Probability – How to Determine if Increasing Variance Increases the Value of a Function

distributionsentropyoptimizationprobabilityrandom variable

Let $$V=\sum_{i=1}^{k} a_iX_i$$ where $$X_i's$$ are IID $$\sim Bern(q)$$ and $$V$$ with $$\sum a_i=k$$. Note that $$a_i$$'s are non-negative integers.

I have a function $$f$$ as given below :
$$f= \max_{q} h\left(E\left[e^{-\frac{1}{V +1}}\right]\right)-E\left[h\left(e^{-\frac{1}{V +1}}\right)\right]$$

where $$E(\cdot)$$ denotes expectation w.r.t $$V$$ and $$h(p)=-p \log _{2} p-(1-p) \log _{2}(1-p)$$ is the binary entropy function.

My simulations indicated that the value of $$f$$ increases as the number of non-zero entries in $$[a_1,a_2,\ldots a_k]$$ decreases. Note that $$q$$ can be chosen to be different for different $$\vec{a}=[a_1,\ldots a_k]$$.
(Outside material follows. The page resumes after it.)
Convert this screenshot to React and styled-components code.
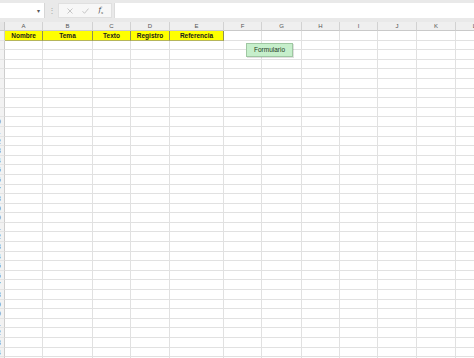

I am trying to come up with formal proof for this (as well as an intuitive explanation if possible). Can anyone help me formally establish this?

Example:

Let $$k$$=8. Consider the following $$\vec{a}$$ values:

1. $$\vec{a}=[1, 1, 1, 1, 1, 1, 1, 1]$$
2. $$\vec{a}=[2, 2, 2, 2, 0, 0, 0, 0]$$
3. $$\vec{a}=[4, 4, 0, 0, 0, 0, 0, 0]$$
4. $$\vec{a}=[8, 0, 0, 0, 0, 0, 0, 0]$$

I noticed that case 4 leads to maximum value for $$f$$ while case 1 has the lowest $$f$$.
The below figure illustrates these simulation results. For instance, Case 4 above has Hamming weight 1 and $$f \approx 0.24.$$ Case 1 has Hamming weight 8 and $$f \approx 0.07$$.

Your function $$f$$ has the form

$$h(\mathbb E(Y)) - \mathbb E (h(Y))$$

which (for any function $$h$$) becomes zero when $$\text{var}(Y) \to 0$$ (that is, when the distribution of $$Y$$ becomes a $$\delta$$-function). So, intuitively it should be clear why $$f$$ increases when the variance of $$Y$$ increases.

To see this a bit more formally, you could look at the Taylor expansion of $$h$$ around $$\bar Y=\mathbb E(Y)$$ (see e.g. here)

$$\mathbb E (h(Y)) = h(\bar Y) + \frac{1}{2} h''( \bar Y)\sigma_Y^2 + \frac{1}{3!}h^{(3)}(\bar Y)\mathbb E [(Y-\bar Y)^3] \;+ \; ...$$

(Note that since $$Y = e^{-\frac{1}{V+1}}$$ is bounded between $$e^{-1}$$ and $$e^{-\frac{1}{k+1}} < 1$$ then the higher moments are exponentially decreasing in magnitude)

The leading order term of the difference is proportional to the variance of $$Y$$. Specifically for your $$h(p)$$ with $$h''(p) = -\frac{1}{p(1-p)}$$,

$$f \approx \max_q \frac{\sigma_Y^2}{2\bar Y (1 - \bar Y) } > 0$$

Since $$Y$$ is a function of $$V$$ it's variance is roughly proportional to that of $$V$$ which is $$\text{var}(V) = \sum_i a_i^2 \text{var}(X_i) = q(1-q)\sum_i a_i^2$$, and it is easy to see that for fixed $$k$$ the variance of $$V$$ is minimal when all the $$a_i$$'s are equal and is maximal when only one $$a_i$$ is non zero.

Intuitively therefore, when you keep $$k$$ fixed and change the number of non zero elements of $$a$$ you are increasing $$\sigma_Y^2$$ while keeping $$\bar Y$$ roughly fixed, so the overall function value increases. And Since this is true for any fixed $$q$$ it should remain true after maximizing w.r.t $$q$$. (That is, if for some $$\vec a_1$$ and $$\vec a_2$$, $$f(\vec a_1,q) \ge f(\vec a_2,q)$$ holds for all $$q$$, then $$\max_q f(\vec a_1,q) \ge \max_q f(\vec a_2,q)$$)

Of course this is a very rough approximation and the details will have to be worked out much more carefully in order to make any sort of a definite statement. Specifically note that the above expression diverges when $$\bar Y \to 1$$ which can happen when $$k \to \infty$$, so none of this may be true for large enough $$k$$.